The appellant maintains that it was necessary that the father predecease the child for the right of action to devolve to the appellee mother. It must be said that the record does not reveal who died first, and that the appellee, who bore the burden of proof, has not established that the father predeceased the son.

In the case of The Louisville, New Albany and Chicago Railway Co. v. Goodykoontz, supra, the court decided that the right of action created by the statute, § 2-217, supra, is primarily in the father, but "contingently" in the mother; and "... under certain contingencies the mother may maintain an action under the above section." It would seem, therefore, that since this remedy and right of action is purely statutory there is no right in the mother to maintain the action unless the father predecease the child leaving the mother surviving. We are compelled to conclude that here there is a lack of proof on the part of the plaintiff mother (appellee) that the contingency arose which would vest the right of action in her.

In a case from another jurisdiction wherein the facts gave rise to a point similar to the immediately foregoing point raised in the instant case, a holding was made which is favorable to appellant's contention herein. In a case where a father, mother and child were struck by a train and the father survived the child by an hour, the court held that the cause of action for the child's *233 death vested in him during his lifetime and did not pass to the mother upon his death. King v. Southern Ry. Co. (1906), 126 Ga. 794, 55 S.E. 965, 8 L.R.A., N.S. 544.

Since, as we have said, the appellee failed to establish her right to maintain the action for the loss of services and earnings of her minor son, the judgment on the second paragraph of appellees' second amended complaint in the amount of $1,000 was contrary to law.

Appellant assigns further error in the action of the trial court in overruling appellant's objections, and in requiring him to answer questions on cross-examination, concerning his previous violation of the motor vehicle laws in failing to display proper clearance lights on his truck on two previous occasions, and in failing to have warning flags on another previous occasion. Prior to the time these objected to questions were asked, the appellant had stated that he checked his rear lights on the occasion in question, and that there was no broken glass on the reflectors and on the fronts of the lights. He further amplified this in the course of his cross-examination and said that it is a custom at night for all truck drivers to walk around the truck and check the lights, and he answered in the affirmative a question regarding his driving habits and the checking of his lights and if he did that all the time.

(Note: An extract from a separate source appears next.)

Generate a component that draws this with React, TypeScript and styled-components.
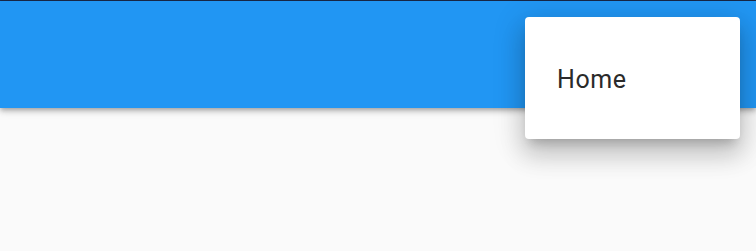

Thereupon counsel for appellant sought to and did question him on cross-examination and asked that his memory be refreshed as to several violations of the motor vehicle laws, and of his failure to display proper clearance lights. In this connection he was asked about and recalled his previous convictions for such violations. The law is well settled that the extent to which a cross-examination may be carried is largely within the discretion of the trial court. Craig, Exrx. v. Citizens Trust Company (1940), 217 Ind. 434, *234 450, 451, points 21-23, 24, 25, 26 N.E.2d 1006; Crumpacker, Indiana Evidence, Vol. 1, §§ 3430, 3431.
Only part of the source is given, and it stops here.